Sur la requête n° 24NT03422 :
15. Le présent arrêt statue sur les conclusions tendant à l'annulation du jugement du magistrat désigné du tribunal administratif de Rennes du 19 novembre 2024. Par suite, les conclusions de la requête du préfet d'Ille-et-Vilaine enregistrée sous le n° 24NT03422 tendant à ce qu'il soit sursis à l'exécution de ce jugement sont devenues sans objet.

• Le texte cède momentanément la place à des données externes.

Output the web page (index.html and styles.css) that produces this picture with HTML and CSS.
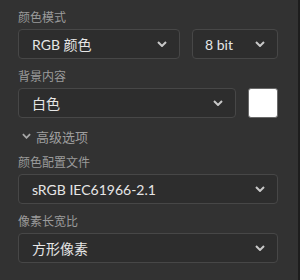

Sur les frais liés à l'instance :
16. Les dispositions de l'article L. 761-1 du code de justice administrative et du second alinéa de l'article 37 de la loi du 10 juillet 1991 font obstacle font obstacle à ce qu'il soit mis à la charge de l'Etat qui n'est pas, dans la présente instance, la partie perdante, la somme que M. B... demande au titre des frais exposés par lui et non compris dans les dépens.
D E C I D E :
Article 1er : Il n'y pas lieu de statuer sur la requête n° 24NT03422 du préfet d'Ille-et-Vilaine tendant à ce qu'il soit sursis à l'exécution du jugement n° 2406524 du 19 novembre 2024 du magistrat désigné du tribunal administratif de Rennes.
Article 2 : Le jugement n° 2406524 du 19 novembre 2024 du magistrat désigné du tribunal administratif de Rennes est annulé.
Article 3 : La demande présentée par M. B... devant le tribunal administratif de Rennes et le surplus de ses conclusions d'appel sont rejetés.
Article 4 : Le présent arrêt sera notifié à M. A... B... et au ministre d'Etat, ministre de l'intérieur.
Copie en sera adressée, pour information, au préfet d'Ille-et-Vilaine.
Délibéré après l'audience du 3 avril 2025, à laquelle siégeaient :
- Mme Brisson, présidente,
- M. Vergne, président-assesseur,
- Mme Marion, première conseillère.
Rendu public par mise à disposition au greffe le 25 avril 2025.
La présidente-rapporteure,
C. BRISSON
Le président-assesseur,
G-V. VERGNE
Le greffier,
Y. MARQUIS
La République mande et ordonne au ministre d'Etat, ministre de l'intérieur en ce qui le concerne, et à tous commissaires de justice à ce requis en ce qui concerne les voies de droit commun contre les parties privées, de pourvoir à l'exécution de la présente décision.